Établissez un circuit de validation impliquant les utilisateurs finaux, qui peuvent remonter les problèmes détectés lors de leur usage quotidien. Cette boucle de feedback continu vous permettra d'améliorer progressivement la fiabilité de votre nouveau système.
La réussite d'une migration dépend autant de facteurs humains que techniques. Centralisez le pilotage du projet sous une responsabilité unique pour éviter la dilution des décisions. Constituez un comité de gouvernance représentant toutes les parties prenantes, avec un pouvoir décisionnel clair.

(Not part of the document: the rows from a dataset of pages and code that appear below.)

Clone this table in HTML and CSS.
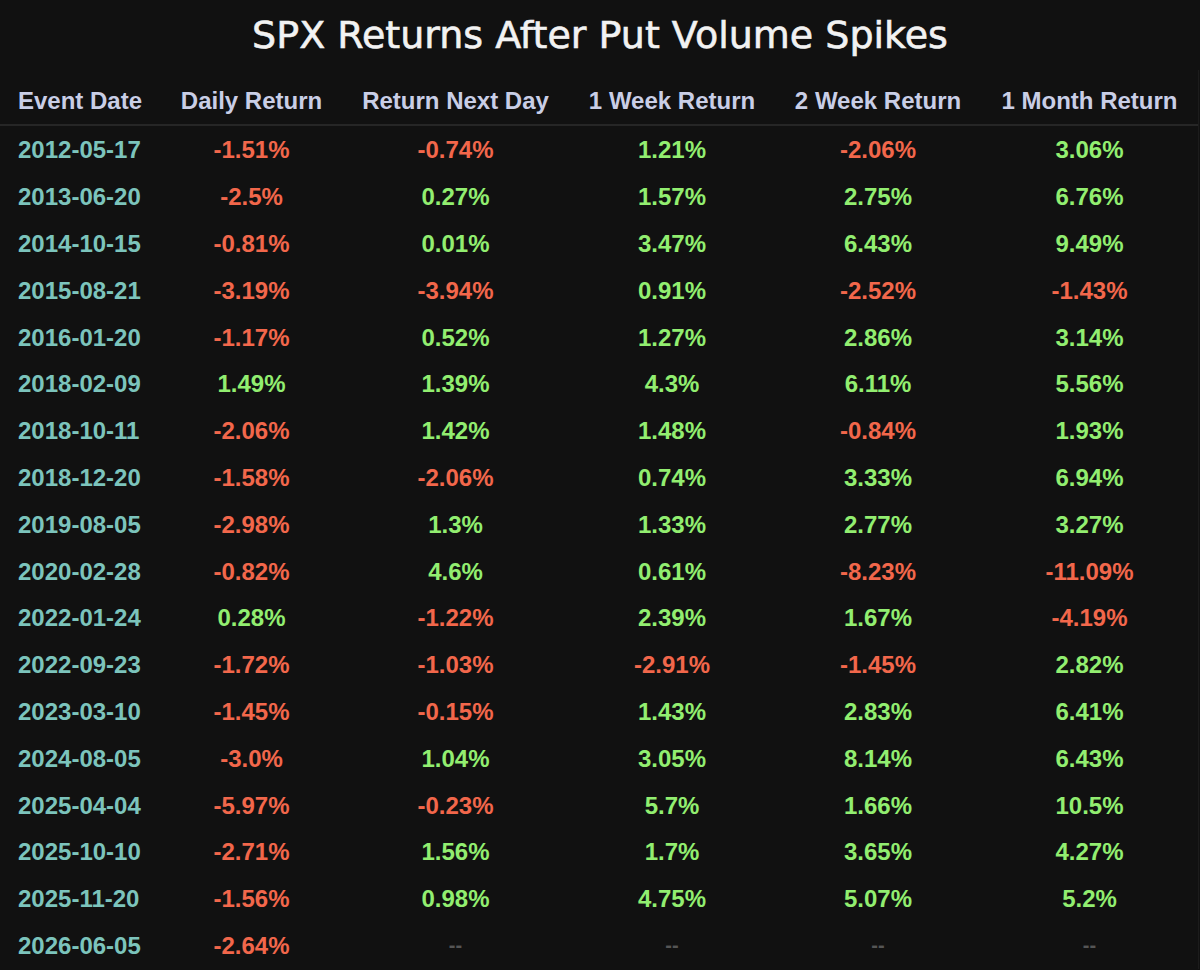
FILE: index.html
```html
<!DOCTYPE html>
<html>
<head>
<meta charset="utf-8">
<link rel="stylesheet" href="styles.css">
</head>
<body>
<div class="page">
  <h1 class="title">SPX Returns After Put Volume Spikes</h1>
  <div class="table">
    <div class="row head">
      <div class="c date">Event Date</div>
      <div class="c">Daily Return</div>
      <div class="c">Return Next Day</div>
      <div class="c">1 Week Return</div>
      <div class="c">2 Week Return</div>
      <div class="c">1 Month Return</div>
    </div>
    <div class="row"><div class="c date">2012-05-17</div><div class="c neg">-1.51%</div><div class="c neg">-0.74%</div><div class="c pos">1.21%</div><div class="c neg">-2.06%</div><div class="c pos">3.06%</div></div>
    <div class="row"><div class="c date">2013-06-20</div><div class="c neg">-2.5%</div><div class="c pos">0.27%</div><div class="c pos">1.57%</div><div class="c pos">2.75%</div><div class="c pos">6.76%</div></div>
    <div class="row"><div class="c date">2014-10-15</div><div class="c neg">-0.81%</div><div class="c pos">0.01%</div><div class="c pos">3.47%</div><div class="c pos">6.43%</div><div class="c pos">9.49%</div></div>
    <div class="row"><div class="c date">2015-08-21</div><div class="c neg">-3.19%</div><div class="c neg">-3.94%</div><div class="c pos">0.91%</div><div class="c neg">-2.52%</div><div class="c neg">-1.43%</div></div>
    <div class="row"><div class="c date">2016-01-20</div><div class="c neg">-1.17%</div><div class="c pos">0.52%</div><div class="c pos">1.27%</div><div class="c pos">2.86%</div><div class="c pos">3.14%</div></div>
    <div class="row"><div class="c date">2018-02-09</div><div class="c pos">1.49%</div><div class="c pos">1.39%</div><div class="c pos">4.3%</div><div class="c pos">6.11%</div><div class="c pos">5.56%</div></div>
    <div class="row"><div class="c date">2018-10-11</div><div class="c neg">-2.06%</div><div class="c pos">1.42%</div><div class="c pos">1.48%</div><div class="c neg">-0.84%</div><div class="c pos">1.93%</div></div>
    <div class="row"><div class="c date">2018-12-20</div><div class="c neg">-1.58%</div><div class="c neg">-2.06%</div><div class="c pos">0.74%</div><div class="c pos">3.33%</div><div class="c pos">6.94%</div></div>
    <div class="row"><div class="c date">2019-08-05</div><div class="c neg">-2.98%</div><div class="c pos">1.3%</div><div class="c pos">1.33%</div><div class="c pos">2.77%</div><div class="c pos">3.27%</div></div>
    <div class="row"><div class="c date">2020-02-28</div><div class="c neg">-0.82%</div><div class="c pos">4.6%</div><div class="c pos">0.61%</div><div class="c neg">-8.23%</div><div class="c neg">-11.09%</div></div>
    <div class="row"><div class="c date">2022-01-24</div><div class="c pos">0.28%</div><div class="c neg">-1.22%</div><div class="c pos">2.39%</div><div class="c pos">1.67%</div><div class="c neg">-4.19%</div></div>
    <div class="row"><div class="c date">2022-09-23</div><div class="c neg">-1.72%</div><div class="c neg">-1.03%</div><div class="c neg">-2.91%</div><div class="c neg">-1.45%</div><div class="c pos">2.82%</div></div>
    <div class="row"><div class="c date">2023-03-10</div><div class="c neg">-1.45%</div><div class="c neg">-0.15%</div><div class="c pos">1.43%</div><div class="c pos">2.83%</div><div class="c pos">6.41%</div></div>
    <div class="row"><div class="c date">2024-08-05</div><div class="c neg">-3.0%</div><div class="c pos">1.04%</div><div class="c pos">3.05%</div><div class="c pos">8.14%</div><div class="c pos">6.43%</div></div>
    <div class="row"><div class="c date">2025-04-04</div><div class="c neg">-5.97%</div><div class="c neg">-0.23%</div><div class="c pos">5.7%</div><div class="c pos">1.66%</div><div class="c pos">10.5%</div></div>
    <div class="row"><div class="c date">2025-10-10</div><div class="c neg">-2.71%</div><div class="c pos">1.56%</div><div class="c pos">1.7%</div><div class="c pos">3.65%</div><div class="c pos">4.27%</div></div>
    <div class="row"><div class="c date">2025-11-20</div><div class="c neg">-1.56%</div><div class="c pos">0.98%</div><div class="c pos">4.75%</div><div class="c pos">5.07%</div><div class="c pos">5.2%</div></div>
    <div class="row"><div class="c date">2026-06-05</div><div class="c neg">-2.64%</div><div class="c na">--</div><div class="c na">--</div><div class="c na">--</div><div class="c na">--</div></div>
  </div>
</div>
</body>
</html>
```

FILE: styles.css
```css
html, body {
  margin: 0;
  padding: 0;
  background: #111111;
}
.page {
  width: 1200px;
  height: 970px;
  overflow: hidden;
  background: #111111;
  font-family: "Liberation Sans", Arial, sans-serif;
}
.title {
  margin: 0;
  height: 70px;
  line-height: 70px;
  text-align: center;
  color: #f2f2f2;
  font-family: "DejaVu Sans", sans-serif;
  font-weight: normal;
  font-size: 38px;
  -webkit-text-stroke: 0.6px #f2f2f2;
}
.table {
  width: 1198px;
  border-right: 1px solid #1c1c1c;
}
.row {
  display: grid;
  grid-template-columns: 161px 181px 227px 206px 206px 217px;
  height: 46.8px;
  align-items: center;
  font-weight: bold;
  font-size: 24px;
}
.row.head {
  box-sizing: border-box;
  height: 56px;
  padding-top: 8px;
  border-bottom: 2px solid #262626;
  color: #c9cee6;
}
.c {
  text-align: center;
  white-space: nowrap;
}
.c.date {
  text-align: left;
  padding-left: 18px;
}
.row .date { color: #7cc4bc; }
.row.head .date { color: #c9cee6; }
.neg { color: #f2674b; }
.pos { color: #92ee70; }
.na { color: #555555; font-size: 20px; }
.table .row:nth-child(2) { margin-top: 1px; }
```
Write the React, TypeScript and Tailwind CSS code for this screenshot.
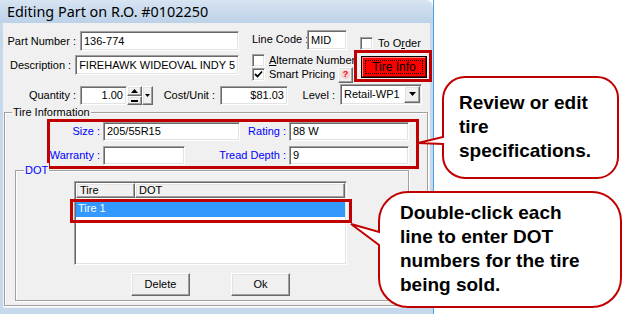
import type { ReactNode } from "react";

const sunken =
  "bg-white border border-t-[#a0a0a0] border-l-[#a0a0a0] border-b-white border-r-white shadow-[inset_1px_1px_0_#696969,inset_-1px_-1px_0_#e3e3e3]";
const raised =
  "bg-[#f0f0f0] border border-t-white border-l-white border-b-[#696969] border-r-[#696969] shadow-[inset_-1px_-1px_0_#a0a0a0,inset_1px_1px_0_#e3e3e3]";

function Field({ w, h = "h-[19px]", value = "", right = false }: { w: string; h?: string; value?: string; right?: boolean }) {
  return (
    <div className={`${sunken} ${w} ${h} flex items-center px-[3px] overflow-hidden whitespace-nowrap ${right ? "justify-end" : ""}`}>
      {value}
    </div>
  );
}

function Label({ w, children, blue = false, left = false }: { w: string; children: ReactNode; blue?: boolean; left?: boolean }) {
  return (
    <div className={`${w} h-[19px] flex items-center whitespace-nowrap ${left ? "justify-start" : "justify-end"} ${blue ? "text-[#0000ff]" : ""}`}>
      {children}
    </div>
  );
}

function Check({ checked = false }: { checked?: boolean }) {
  return (
    <div className={`${sunken} w-[13px] h-[13px] shrink-0 flex items-center justify-center`}>
      {checked && (
        <svg width="9" height="9" viewBox="0 0 9 9">
          <path d="M1 4 L3.5 6.5 L8 1.5" fill="none" stroke="#000" strokeWidth="1.8" />
        </svg>
      )}
    </div>
  );
}

function DownArrow({ size = 7 }: { size?: number }) {
  return (
    <svg width={size} height={Math.ceil(size / 2) + 1} viewBox={`0 0 ${size} ${Math.ceil(size / 2) + 1}`}>
      <path d={`M0 0 H${size} L${size / 2} ${Math.ceil(size / 2)} Z`} fill="#000" />
    </svg>
  );
}

function Callout({
  className,
  w,
  h,
  path,
  textPos,
  lines,
}: {
  className: string;
  w: number;
  h: number;
  path: string;
  textPos: string;
  lines: string[];
}) {
  return (
    <div className={`absolute ${className}`}>
      <svg width={w} height={h} viewBox={`0 0 ${w} ${h}`}>
        <path d={path} fill="#fff" stroke="#c00000" strokeWidth="2" />
      </svg>
      <div className={`absolute ${textPos} font-['Liberation_Sans',Arial,sans-serif] font-bold text-[19px] leading-[24px] text-black`}>
        {lines.map((l) => (
          <div key={l} className="whitespace-nowrap">{l}</div>
        ))}
      </div>
    </div>
  );
}

export default function App() {
  return (
    <div className="relative w-[627px] h-[314px] overflow-hidden bg-white font-['Liberation_Sans',Arial,sans-serif] text-[11px] text-black">
      <div className="w-[434px] flex flex-col border-r border-[#4aa3e6]">
        {/* title bar */}
        <div className="h-[23px] flex items-center pl-[7px] bg-gradient-to-b from-[#d7e4f2] to-[#bcd1e8] rounded-tr-[7px] font-['Noto_Sans',sans-serif] text-[14.4px]">
          Editing Part on R.O. #0102250
        </div>

        {/* body */}
        <div className="bg-[#f0f0f0] border-l-[3px] border-r-[3px] border-b-[8px] border-[#c6d8ec] pb-[2px]">
          {/* top section */}
          <div className="flex mt-[7px]">
            <div className="w-[236px] flex flex-col gap-[4px] pt-[1px]">
              <div className="flex items-center">
                <Label w="w-[73px]">Part Number :</Label>
                <div className="ml-[4px] flex-1">
                  <Field w="w-full" h="h-[20px]" value="136-774" />
                </div>
              </div>
              <div className="flex items-center">
                <Label w="w-[73px]">Description :</Label>
                <div className="ml-[4px] flex-1">
                  <Field w="w-full" h="h-[20px]" value="FIREHAWK WIDEOVAL INDY 5" />
                </div>
              </div>
            </div>

            <div className="ml-[13px] w-[180px] flex flex-col">
              <div className="flex h-[20px]">
                <Label w="w-[55px]" left>
                  Line Code :
                </Label>
                <Field w="w-[40px]" h="h-[20px]" value="MID" />
                <div className="ml-[13px] mt-[7px] flex items-center h-[13px]">
                  <Check />
                  <span className="ml-[5px] whitespace-nowrap">
                    To O<span className="underline">r</span>der
                  </span>
                </div>
              </div>

              <div className="flex">
                <div className="w-[102px] flex flex-col">
                  <div className="mt-[4px] flex items-center h-[13px]">
                    <Check />
                    <span className="ml-[4px] whitespace-nowrap">
                      <span className="underline">A</span>lternate Number
                    </span>
                  </div>
                  <div className="mt-[1px] flex items-center h-[13px]">
                    <Check checked />
                    <span className="ml-[4px] whitespace-nowrap">Smart Pricing</span>
                    <div className={`${raised} ml-[3px] w-[15px] h-[16px] shrink-0 flex items-center justify-center`}>
                      <span className="w-[9px] h-[9px] rounded-full bg-[#f7d0d0] flex items-center justify-center text-[9px] font-bold text-[#e01010] leading-none">
                        ?
                      </span>
                    </div>
                  </div>
                </div>

                <div className="w-[78px] h-[32px] border-[3px] border-[#c00000] pl-[4px] pt-[3px] pr-[2px] pb-[1px]">
                  <div className="w-full h-full border border-black">
                    <div className="w-full h-full bg-[#ff0000] border border-t-[#ff8080] border-l-[#ff8080] border-b-[#800000] border-r-[#800000] p-[2px]">
                      <div className="w-full h-full border border-dotted border-black flex items-center justify-center text-black text-[12px]">
                        Tire Info
                      </div>
                    </div>
                  </div>
                </div>
              </div>
            </div>
          </div>

          {/* quantity row */}
          <div className="flex items-end h-[21px] mt-[2px]">
            <Label w="w-[73px]">Quantity :</Label>
            <div className="ml-[4px]">
              <Field w="w-[47px]" value="1.00" right />
            </div>
            <div className="w-[15px] h-[19px] flex flex-col">
              <div className={`${raised} h-[10px] flex items-center justify-center`}>
                <svg width="7" height="4" viewBox="0 0 7 4">
                  <path d="M0 4 H7 L3.5 0 Z" fill="#000" />
                </svg>
              </div>
              <div className={`${raised} h-[9px] flex items-center justify-center`}>
                <div className="w-[7px] h-[2px] bg-black" />
              </div>
            </div>
            <div className={`${raised} w-[11px] h-[19px] flex items-center justify-center`}>
              <DownArrow size={5} />
            </div>
            <Label w="w-[50px] ml-[12px]">Cost/Unit :</Label>
            <div className="ml-[5px]">
              <Field w="w-[68px]" value="$81.03" right />
            </div>
            <Label w="w-[31px] ml-[16px]">Level :</Label>
            <div className={`${sunken} ml-[5px] w-[82px] h-[21px] flex items-center justify-between pl-[3px] pr-[1px]`}>
              <span>Retail-WP1</span>
              <div className={`${raised} w-[16px] h-[17px] flex items-center justify-center`}>
                <DownArrow size={7} />
              </div>
            </div>
          </div>

          {/* Tire Information group */}
          <div className="relative mt-[7px] ml-[1px] w-[424px] h-[194px] border border-[#a0a0a0] shadow-[1px_1px_0_#fff,inset_1px_1px_0_#fff]">
            <span className="absolute -top-[8px] left-[7px] px-[1px] bg-[#f0f0f0] leading-[14px]">Tire Information</span>

            <div className="ml-[42px] mt-[6px] w-[372px] h-[50px] border-[3px] border-[#c00000]">
              <div className="flex">
                <Label w="w-[50px]" blue>Size :</Label>
                <div className="ml-[3px]">
                  <Field w="w-[137px]" value="205/55R15" />
                </div>
                <Label w="w-[46px]" blue>Rating :</Label>
                <div className="ml-[3px]">
                  <Field w="w-[120px]" value="88 W" />
                </div>
              </div>
              <div className="flex mt-[5px]">
                <Label w="w-[50px]" blue>Warranty :</Label>
                <div className="ml-[3px]">
                  <Field w="w-[82px]" />
                </div>
                <Label w="w-[101px]" blue>Tread Depth :</Label>
                <div className="ml-[3px]">
                  <Field w="w-[120px]" value="9" />
                </div>
              </div>
            </div>

            {/* DOT group */}
            <div className="relative mt-[1px] ml-[10px] w-[394px] h-[131px] border border-[#a0a0a0] shadow-[1px_1px_0_#fff,inset_1px_1px_0_#fff]">
              <span className="absolute -top-[8px] left-[8px] px-[1px] bg-[#f0f0f0] leading-[14px] text-[#0000ff]">DOT</span>

              <div className={`${sunken} ml-[58px] mt-[10px] w-[273px] h-[84px] p-[1px]`}>
                <div className="flex h-[15px]">
                  <div className={`${raised} w-[59px] flex items-center pl-[3px]`}>Tire</div>
                  <div className={`${raised} flex-1 flex items-center pl-[3px]`}>DOT</div>
                </div>
                <div className="mt-[2px] h-[17px] bg-[#3399ff] text-white flex items-center pl-[2px]">Tire 1</div>
              </div>

              <div className="flex mt-[8px]">
                <div className={`${raised} ml-[115px] w-[59px] h-[23px] flex items-center justify-center`}>Delete</div>
                <div className={`${raised} ml-[41px] w-[59px] h-[23px] flex items-center justify-center`}>Ok</div>
              </div>
            </div>
          </div>
        </div>
      </div>

      {/* highlight around list row */}
      <div className="absolute left-[70px] top-[199px] w-[282px] h-[24px] border-[3px] border-[#c00000]" />

      <Callout
        className="left-[417px] top-[76px]"
        w={204}
        h={104}
        path="M48 1 H180 A21 21 0 0 1 201 22 V81 A21 21 0 0 1 180 102 H48 A22 22 0 0 1 26 80 V68 L1 67 L26 61 V23 A22 22 0 0 1 48 1 Z"
        textPos="left-[42px] top-[15px]"
        lines={["Review or edit", "tire", "specifications."]}
      />

      <Callout
        className="left-[350px] top-[191px]"
        w={274}
        h={120}
        path="M58 1 H242 A29 29 0 0 1 271 30 V87 A29 29 0 0 1 242 116 H58 A29 29 0 0 1 29 87 V54 L1 33 L29 41 V30 A29 29 0 0 1 58 1 Z"
        textPos="left-[50px] top-[10px]"
        lines={["Double-click each", "line to enter DOT", "numbers for the tire", "being sold."]}
      />
    </div>
  );
}
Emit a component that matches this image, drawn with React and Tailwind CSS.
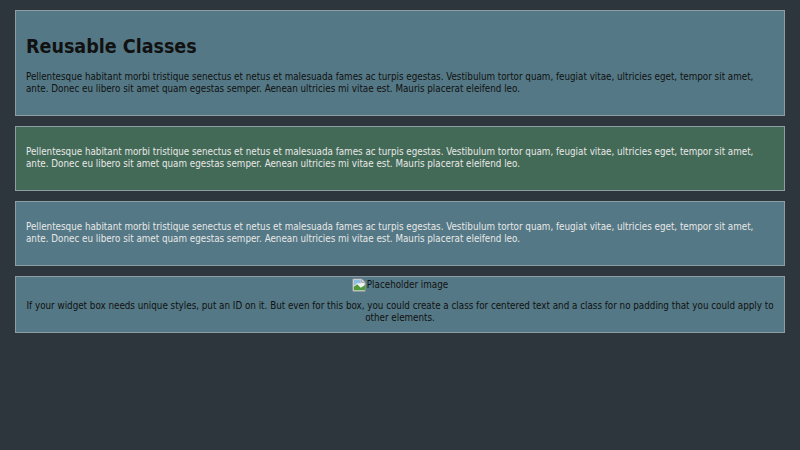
const lorem =
  "Pellentesque habitant morbi tristique senectus et netus et malesuada fames ac turpis egestas. Vestibulum tortor quam, feugiat vitae, ultricies eget, tempor sit amet, ante. Donec eu libero sit amet quam egestas semper. Aenean ultricies mi vitae est. Mauris placerat eleifend leo.";

function BrokenImage() {
  return (
    <svg width="14" height="14" viewBox="0 0 16 16" className="inline-block">
      <path d="M1 1h10l4 4v10H1z" fill="#f2f2f2" stroke="#9a9a9a" strokeWidth="1" />
      <path d="M2 10l4-3 4 4 5-3v6H2z" fill="#4f9a3a" />
      <path d="M2 2h8v4l-4 0-4 3z" fill="#8fbde0" />
      <path d="M11 1v4h4" fill="#dcdcdc" stroke="#9a9a9a" strokeWidth="1" />
    </svg>
  );
}

export default function App() {
  const box = "border border-[#8c9ea3] mb-[10px]";
  return (
    <div
      className="min-h-[450px] bg-[#2c363c] px-[15px] pt-[10px] pb-[10px] text-[9.75px] leading-[12px]"
      style={{ fontFamily: '"DejaVu Sans Condensed", "DejaVu Sans", sans-serif' }}
    >
      {/* widget 1 */}
      <div className={`${box} bg-[#547885] pl-[10px] pr-[18px] py-[10px] text-[#111]`}>
        <h2 className="mt-[14px] text-[19.5px] leading-[23px] font-bold">
          Reusable Classes
        </h2>
        <p className="mt-[13px] mb-[10px]">{lorem}</p>
      </div>

      {/* widget 2 */}
      <div className={`${box} bg-[#436a57] pl-[10px] pr-[18px] py-[10px] text-[#e8e8e8]`}>
        <p className="mt-[9px] mb-[10px]">{lorem}</p>
      </div>

      {/* widget 3 */}
      <div className={`${box} bg-[#547885] pl-[10px] pr-[18px] py-[10px] text-[#e8e8e8]`}>
        <p className="mt-[9px] mb-[10px]">{lorem}</p>
      </div>

      {/* widget 4 - centered, no padding */}
      <div className={`${box} bg-[#547885] text-center text-[#111]`}>
        <div className="flex h-[14px] items-center justify-center gap-[1px] pt-[1px]">
          <BrokenImage />
          <span>Placeholder image</span>
        </div>
        <p className="mt-[9px] mb-[8px] px-[4px]">
          If your widget box needs unique styles, put an ID on it. But even for
          this box, you could create a class for centered text and a class for
          no padding that you could apply to other elements.
        </p>
      </div>
    </div>
  );
}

L'accompagnement des équipes reste déterminant. Renforcez votre support utilisateur pendant la période critique de transition. Formez vos collaborateurs non seulement à l'utilisation du nouveau système, mais aussi à la compréhension des changements dans la structure des données. Une équipe bien préparée identifiera plus rapidement les anomalies et limitera leur propagation.
La documentation constitue enfin le patrimoine durable de votre projet. Archivez soigneusement les décisions prises, les règles de mapping et les arbitrages techniques. Ces informations seront précieuses pour comprendre certains comportements du système, mais aussi pour préparer vos futures évolutions.
Une migration bien conduite représente bien plus qu'un simple transfert technique : c'est l'opportunité de transformer votre patrimoine informationnel en véritable actif stratégique. En appliquant ces principes, vous ne vous contenterez pas d'éviter les écueils classiques - vous créerez une base solide pour votre excellence data.
La qualité des données n'est pas un luxe accessoire mais le fondement même de votre capacité à innover, à comprendre vos clients et à optimiser vos opérations. Dans un monde où la donnée devient le carburant de l'intelligence artificielle et de l'automatisation, cette excellence informationnelle constitue un avantage concurrentiel durable que vos concurrents moins rigoureux ne pourront égaler.